Front-end source files
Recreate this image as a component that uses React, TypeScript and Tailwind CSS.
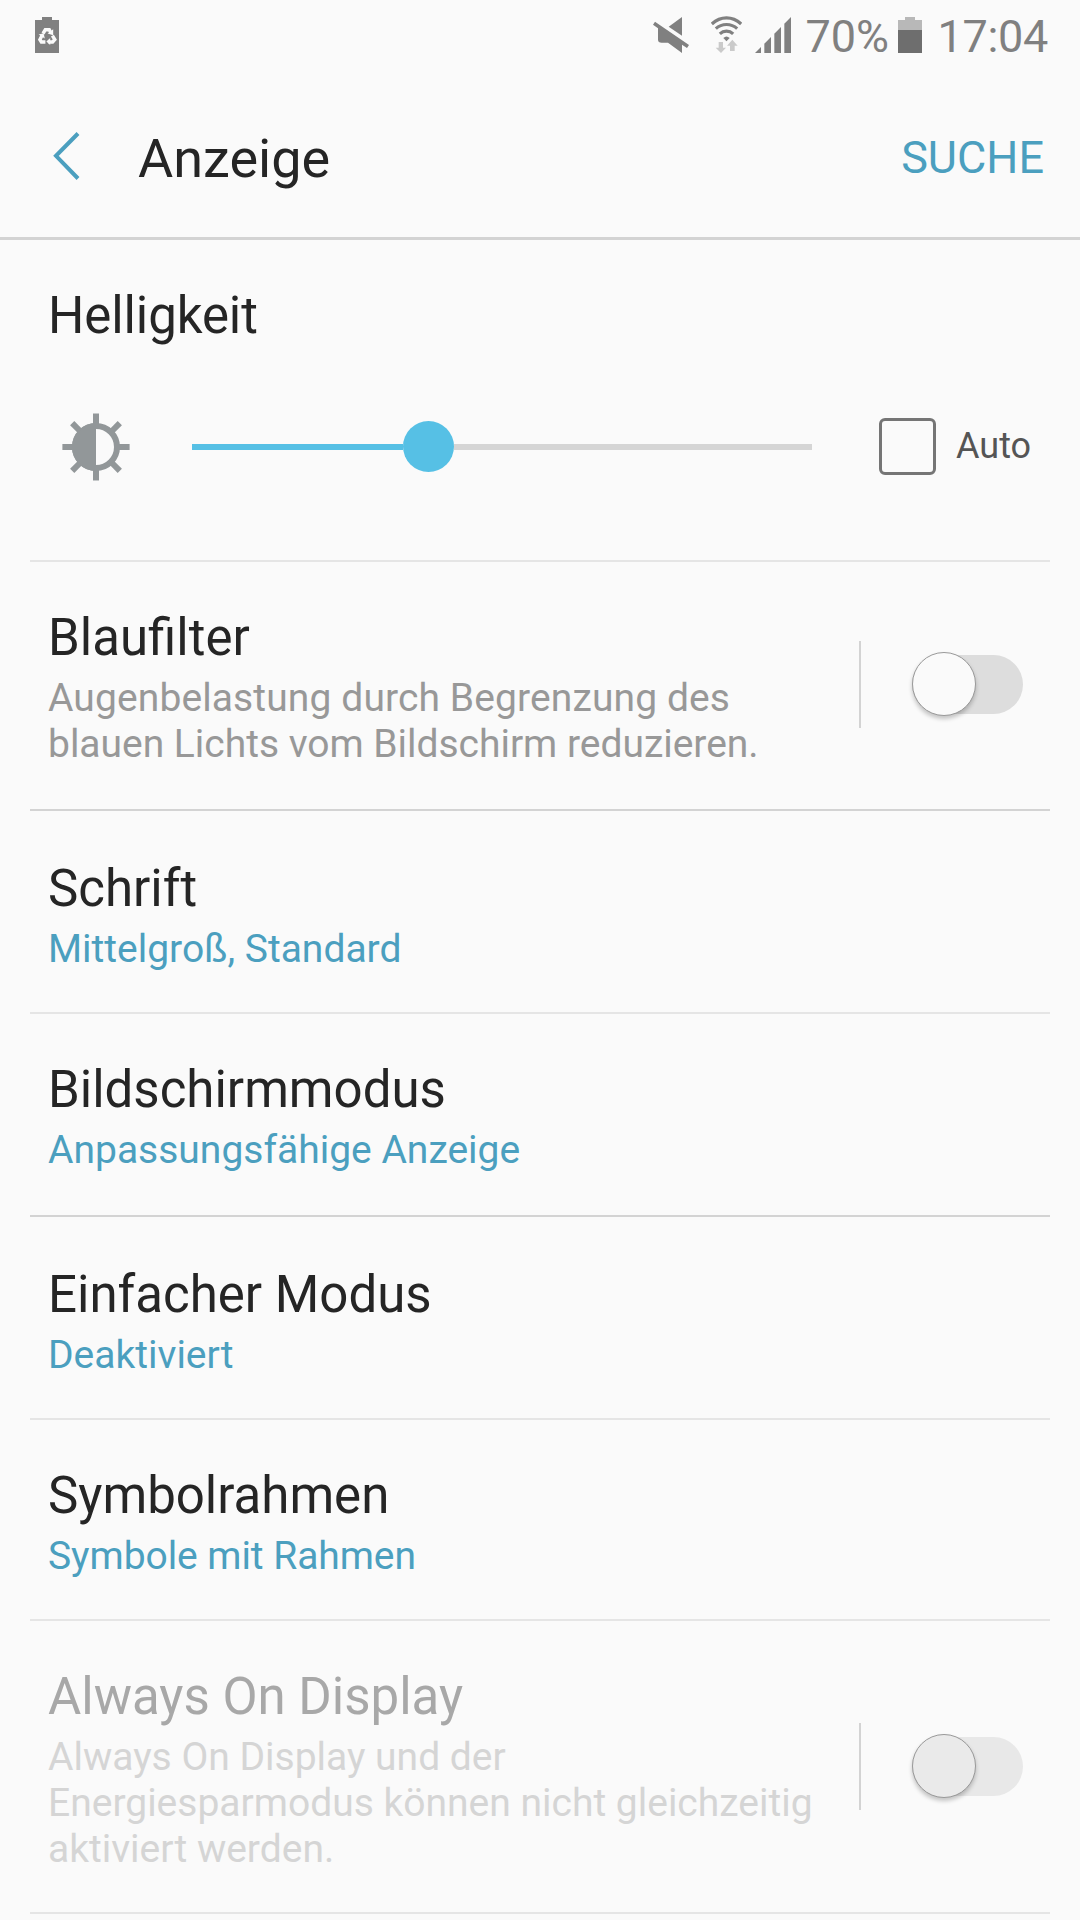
import type { ReactNode } from "react";

function RecycleBattery() {
  return (
    <svg className="h-9 w-6" viewBox="0 0 24 36">
      <path d="M0 3H7V0H17V3H24V36H0Z" fill="#808080" />
      <g fill="none" stroke="#fafafa" strokeWidth="3.4">
        <path d="M8 16.5 10.3 12.8H14.3L16 16" />
        <path d="M17.4 18.6 19.8 22.6 17.6 25H13.5" />
        <path d="M10.4 25H6.4L4.9 22.6 7 18.5" />
      </g>
      <g fill="#fafafa">
        <path d="M18.2 12.3V18.2L12.6 16.6Z" />
        <path d="M15.2 21V28L11.4 24.6Z" />
        <path d="M3.6 17.6 8.6 16.3 9.8 21.4Z" />
      </g>
    </svg>
  );
}

function MuteIcon() {
  return (
    <svg className="h-9 w-9" viewBox="0 0 108 108" fill="#808080">
      <path d="M47 29 87 0V56Z" />
      <path d="M6 14 108 84 102 93 87 83V108L45 77H26Q15 77 15 68V34L0 23Z" />
    </svg>
  );
}

function WifiIcon() {
  return (
    <svg className="h-[37px] w-[31px]" viewBox="0 0 93 111">
      <g fill="none" stroke="#808080" strokeWidth="9.500">
        <path d="M2.500 24Q22 5.500 46.500 5.500T90.500 24" />
        <path d="M14.500 38Q28 25.500 46.500 25.500T78.500 38" />
        <path d="M26.500 53.500Q35 45.500 46.500 45.500T66.500 53.500" />
      </g>
      <path d="M37 66Q46.500 57 56 66L46.500 75.500Z" fill="#808080" />
      <path d="M23 78H36V95H45L30 111 14 95H23Z" fill="#cacaca" />
      <path d="M57 105V89H48L64 71 80 89H71V105Z" fill="#cacaca" />
    </svg>
  );
}

function SignalIcon() {
  return (
    <svg className="h-9 w-9" viewBox="0 0 108 108" fill="#808080">
      <path d="M0 108 18 90V108Z" />
      <path d="M28 80 48 60V108H28Z" />
      <path d="M58 50 78 30V108H58Z" />
      <path d="M88 20 108 0V108H88Z" />
    </svg>
  );
}

function BatteryIcon() {
  return (
    <svg className="h-9 w-6" viewBox="0 0 24 36">
      <path d="M0 3H7V0H17V3H24V13H0Z" fill="#b8b8b8" />
      <path d="M0 13H24V36H0Z" fill="#6e6e6e" />
    </svg>
  );
}

function BrightnessIcon() {
  return (
    <svg className="h-17 w-17" viewBox="-34 -34 68 68" fill="none" stroke="#929799" strokeWidth="6">
      <circle r="21" />
      <path d="M0-24A24 24 0 0 0 0 24Z" fill="#929799" stroke="none" />
      <path d="M0-33.600V-22M0 22V33.600M-33.600 0H-22M22 0H33.600M-23.800-23.800-16-16M16 16 23.800 23.800M-23.800 23.800-16 16M16-16 23.800-23.800" />
    </svg>
  );
}

function Toggle({ disabled = false }: { disabled?: boolean }) {
  return (
    <div className="flex h-[87px] shrink-0 items-center border-l-2 border-[#d3d3d3] pl-[51px]">
      <div className={`flex h-[59px] w-[111px] items-center rounded-full ${disabled ? "bg-[#e8e8e8]" : "bg-[#dddddd]"}`}>
        <div
          className={`mb-px h-16 w-16 shrink-0 rounded-full border border-[#999999] shadow-[0_3px_4px_rgba(0,0,0,0.22)] ${disabled ? "bg-[#eaeaea]" : "bg-[#fafafa]"}`}
        />
      </div>
    </div>
  );
}

type RowProps = {
  title: string;
  size: string;
  children: ReactNode;
  tone?: "link" | "info" | "disabled";
  toggle?: string;
};

const tones = {
  link: "text-[#4b9fbf]",
  info: "text-[#989898]",
  disabled: "text-[#d5d5d5]",
};

function Row({ title, size, children, tone = "link", toggle }: RowProps) {
  return (
    <section className={`mx-[30px] flex justify-between border-b-2 pl-[18px] pr-[27px] ${size}`}>
      <div className="whitespace-nowrap">
        <h2 className={`text-[51px] leading-[60px] ${tone === "disabled" ? "text-[#a8a8a8]" : "text-[#252525]"}`}>{title}</h2>
        <p className={`mt-[7px] text-[39px] leading-[46px] ${tones[tone]}`}>{children}</p>
      </div>
      {toggle && (
        <div className={toggle}>
          <Toggle disabled={tone === "disabled"} />
        </div>
      )}
    </section>
  );
}

export default function App() {
  return (
    <main className="h-[1920px] w-[1080px] overflow-hidden bg-[#fafafa] font-['Roboto',sans-serif] text-[#252525]">
      <div className="flex h-[72px] items-start justify-between pl-[35px] pr-[32px] text-[45px] leading-[52px] text-[#808080]">
        <div className="pt-[17px]">
          <RecycleBattery />
        </div>
        <div className="flex pt-[17px]">
          <MuteIcon />
          <div className="-mt-px ml-[22px]">
            <WifiIcon />
          </div>
          <div className="ml-[13px]">
            <SignalIcon />
          </div>
          <span className="-mt-[6px] ml-[14px] w-[84px]">70%</span>
          <div className="ml-[9px]">
            <BatteryIcon />
          </div>
          <span className="-mt-[6px] ml-[15px] tracking-[-0.3px]">17:04</span>
        </div>
      </div>

      <header className="flex h-[168px] items-start border-b-[3px] border-[#d3d3d3] pl-[53px] pr-[36px]">
        <svg className="mt-[60px] h-12 w-[27px]" viewBox="0 0 27 48" fill="none" stroke="#4b9fbf" strokeWidth="4">
          <path d="M25 1.500 3 23.800 25 46.500" />
        </svg>
        <h1 className="ml-[58px] mt-[55px] text-[54px] leading-[64px]">Anzeige</h1>
        <button className="ml-auto mt-[59px] text-[45px] leading-[53px] text-[#4b9fbf]">SUCHE</button>
      </header>

      <section className="mx-[30px] h-[322px] border-b-2 border-[#e5e5e5] pl-[18px] pt-[46px]">
        <h2 className="text-[51px] leading-[60px] tracking-[-0.1px]">Helligkeit</h2>
        <div className="mt-[67px] flex h-[68px] items-center pl-[14px]">
          <BrightnessIcon />
          <div className="ml-[62px] flex h-[52px] w-[620px] items-center">
            <div className="h-[6px] w-[211px] bg-[#56c0e5]" />
            <div className="mb-px h-[51px] w-[51px] shrink-0 rounded-full bg-[#56c0e5]" />
            <div className="h-[6px] grow bg-[#d5d5d5]" />
          </div>
          <div className="mb-px ml-[67px] h-[57px] w-[57px] rounded-[6px] border-[3px] border-[#757575]" />
          <span className="mb-[2px] ml-5 text-[36px] leading-[42px] text-[#555555]">Auto</span>
        </div>
      </section>

      <Row title="Blaufilter" size="h-[249px] pt-[46px] border-[#d3d3d3]" tone="info" toggle="pt-[33px]">
        <span className="tracking-[0.11px]">Augenbelastung durch Begrenzung des</span>
        <br />
        <span className="tracking-[-0.02px]">blauen Lichts vom Bildschirm reduzieren.</span>
      </Row>
      <Row title="Schrift" size="h-[203px] pt-[48px] border-[#e5e5e5]">Mittelgroß, Standard</Row>
      <Row title="Bildschirmmodus" size="h-[203px] pt-[46px] border-[#d3d3d3]">Anpassungsfähige Anzeige</Row>
      <Row title="Einfacher Modus" size="h-[203px] pt-[48px] border-[#e5e5e5]">Deaktiviert</Row>
      <Row title="Symbolrahmen" size="h-[201px] pt-[46px] border-[#e5e5e5]">
        <span className="tracking-[-0.06px]">Symbole mit Rahmen</span>
      </Row>
      <Row title="Always On Display" size="h-[293px] pt-[46px] border-[#e5e5e5]" tone="disabled" toggle="pt-[56px]">
        Always On Display und der
        <br />
        Energiesparmodus können nicht gleichzeitig
        <br />
        aktiviert werden.
      </Row>
    </main>
  );
}
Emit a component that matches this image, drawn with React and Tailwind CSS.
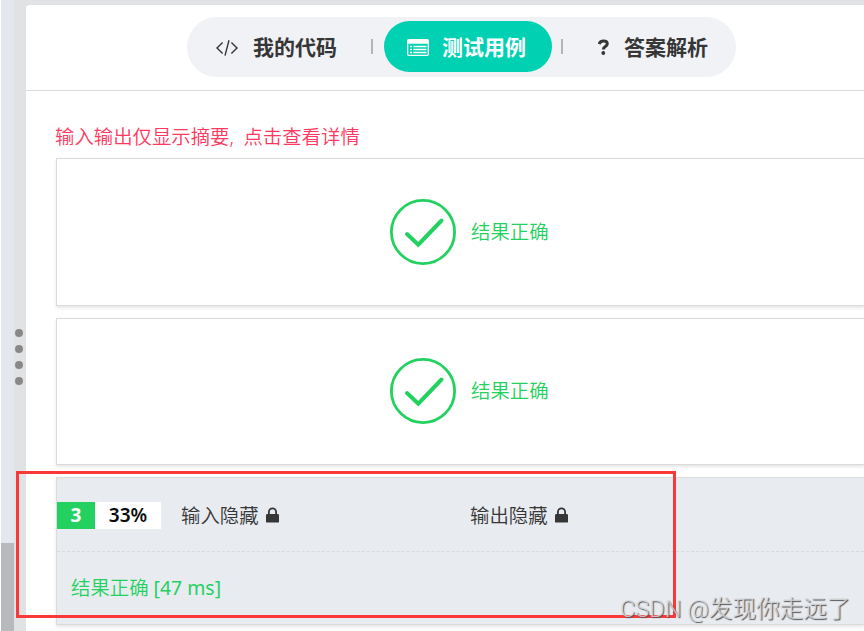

What is expected:
Search the records above for "Tailwind". Copy each line where it is found.

The response:
Recreate this image as a component that uses React, TypeScript and Tailwind CSS.
Emit a component that matches this image, drawn with React and Tailwind CSS.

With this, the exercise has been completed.